**Do this:** Restate the data below word for word. Skip any images it contains.

**Raw data:**
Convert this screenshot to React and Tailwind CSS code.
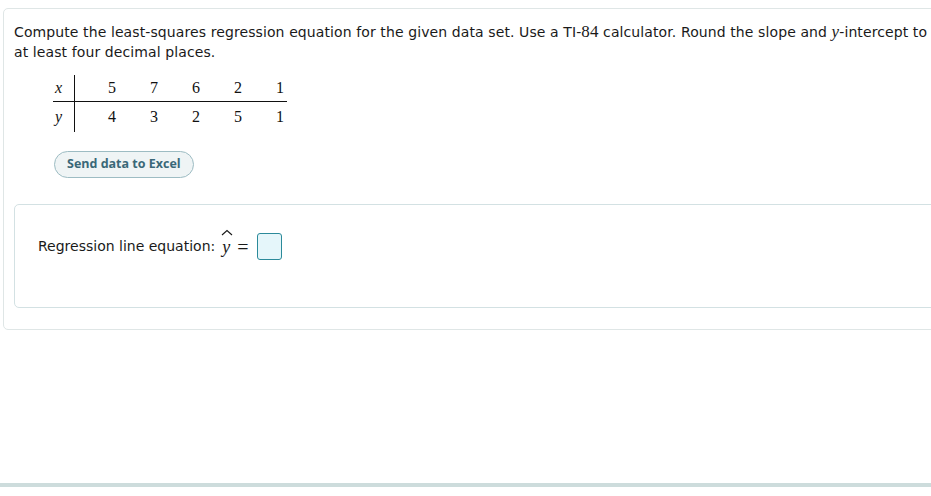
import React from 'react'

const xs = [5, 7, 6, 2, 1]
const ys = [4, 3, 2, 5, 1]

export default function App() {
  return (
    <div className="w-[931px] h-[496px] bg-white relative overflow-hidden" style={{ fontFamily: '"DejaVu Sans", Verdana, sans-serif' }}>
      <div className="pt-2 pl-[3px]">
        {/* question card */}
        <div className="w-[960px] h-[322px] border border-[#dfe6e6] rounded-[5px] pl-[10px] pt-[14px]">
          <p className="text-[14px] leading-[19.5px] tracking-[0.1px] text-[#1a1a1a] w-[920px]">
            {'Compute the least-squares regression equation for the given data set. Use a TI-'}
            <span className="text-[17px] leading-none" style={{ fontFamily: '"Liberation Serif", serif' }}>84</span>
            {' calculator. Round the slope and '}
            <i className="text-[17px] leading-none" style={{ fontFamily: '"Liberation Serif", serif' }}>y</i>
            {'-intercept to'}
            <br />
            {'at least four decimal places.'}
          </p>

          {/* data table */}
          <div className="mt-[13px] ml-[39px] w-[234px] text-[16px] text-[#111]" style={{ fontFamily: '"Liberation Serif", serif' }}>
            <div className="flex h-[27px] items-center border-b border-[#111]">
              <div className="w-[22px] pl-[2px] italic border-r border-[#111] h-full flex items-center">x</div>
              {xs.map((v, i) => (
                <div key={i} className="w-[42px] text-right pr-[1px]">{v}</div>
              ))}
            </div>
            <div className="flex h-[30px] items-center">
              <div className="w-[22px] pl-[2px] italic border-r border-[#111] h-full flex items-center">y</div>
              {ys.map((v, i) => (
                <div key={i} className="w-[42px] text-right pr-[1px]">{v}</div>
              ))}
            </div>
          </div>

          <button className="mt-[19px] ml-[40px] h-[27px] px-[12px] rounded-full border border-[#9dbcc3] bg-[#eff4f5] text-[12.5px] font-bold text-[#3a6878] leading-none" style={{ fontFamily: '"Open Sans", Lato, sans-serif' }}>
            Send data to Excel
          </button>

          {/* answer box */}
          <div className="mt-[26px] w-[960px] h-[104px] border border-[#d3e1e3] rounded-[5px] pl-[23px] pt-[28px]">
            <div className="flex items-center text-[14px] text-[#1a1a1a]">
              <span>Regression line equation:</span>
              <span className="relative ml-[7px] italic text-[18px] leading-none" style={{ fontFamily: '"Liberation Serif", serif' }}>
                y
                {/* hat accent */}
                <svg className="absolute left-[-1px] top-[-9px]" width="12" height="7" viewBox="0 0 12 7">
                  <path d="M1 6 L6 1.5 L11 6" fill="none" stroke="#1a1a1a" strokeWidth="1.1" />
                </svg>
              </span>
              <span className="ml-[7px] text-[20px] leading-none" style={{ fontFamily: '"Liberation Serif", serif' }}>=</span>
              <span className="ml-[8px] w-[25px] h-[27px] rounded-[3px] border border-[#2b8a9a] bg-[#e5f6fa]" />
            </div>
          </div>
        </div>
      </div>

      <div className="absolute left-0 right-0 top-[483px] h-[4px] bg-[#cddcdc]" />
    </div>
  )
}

**Result:**
Convert this screenshot to React and Tailwind CSS code.
import React from 'react'

const xs = [5, 7, 6, 2, 1]
const ys = [4, 3, 2, 5, 1]

export default function App() {
  return (
    <div className="w-[931px] h-[496px] bg-white relative overflow-hidden" style={{ fontFamily: '"DejaVu Sans", Verdana, sans-serif' }}>
      <div className="pt-2 pl-[3px]">
        {/* question card */}
        <div className="w-[960px] h-[322px] border border-[#dfe6e6] rounded-[5px] pl-[10px] pt-[14px]">
          <p className="text-[14px] leading-[19.5px] tracking-[0.1px] text-[#1a1a1a] w-[920px]">
            {'Compute the least-squares regression equation for the given data set. Use a TI-'}
            <span className="text-[17px] leading-none" style={{ fontFamily: '"Liberation Serif", serif' }}>84</span>
            {' calculator. Round the slope and '}
            <i className="text-[17px] leading-none" style={{ fontFamily: '"Liberation Serif", serif' }}>y</i>
            {'-intercept to'}
            <br />
            {'at least four decimal places.'}
          </p>

          {/* data table */}
          <div className="mt-[13px] ml-[39px] w-[234px] text-[16px] text-[#111]" style={{ fontFamily: '"Liberation Serif", serif' }}>
            <div className="flex h-[27px] items-center border-b border-[#111]">
              <div className="w-[22px] pl-[2px] italic border-r border-[#111] h-full flex items-center">x</div>
              {xs.map((v, i) => (
                <div key={i} className="w-[42px] text-right pr-[1px]">{v}</div>
              ))}
            </div>
            <div className="flex h-[30px] items-center">
              <div className="w-[22px] pl-[2px] italic border-r border-[#111] h-full flex items-center">y</div>
              {ys.map((v, i) => (
                <div key={i} className="w-[42px] text-right pr-[1px]">{v}</div>
              ))}
            </div>
          </div>

          <button className="mt-[19px] ml-[40px] h-[27px] px-[12px] rounded-full border border-[#9dbcc3] bg-[#eff4f5] text-[12.5px] font-bold text-[#3a6878] leading-none" style={{ fontFamily: '"Open Sans", Lato, sans-serif' }}>
            Send data to Excel
          </button>

          {/* answer box */}
          <div className="mt-[26px] w-[960px] h-[104px] border border-[#d3e1e3] rounded-[5px] pl-[23px] pt-[28px]">
            <div className="flex items-center text-[14px] text-[#1a1a1a]">
              <span>Regression line equation:</span>
              <span className="relative ml-[7px] italic text-[18px] leading-none" style={{ fontFamily: '"Liberation Serif", serif' }}>
                y
                {/* hat accent */}
                <svg className="absolute left-[-1px] top-[-9px]" width="12" height="7" viewBox="0 0 12 7">
                  <path d="M1 6 L6 1.5 L11 6" fill="none" stroke="#1a1a1a" strokeWidth="1.1" />
                </svg>
              </span>
              <span className="ml-[7px] text-[20px] leading-none" style={{ fontFamily: '"Liberation Serif", serif' }}>=</span>
              <span className="ml-[8px] w-[25px] h-[27px] rounded-[3px] border border-[#2b8a9a] bg-[#e5f6fa]" />
            </div>
          </div>
        </div>
      </div>

      <div className="absolute left-0 right-0 top-[483px] h-[4px] bg-[#cddcdc]" />
    </div>
  )
}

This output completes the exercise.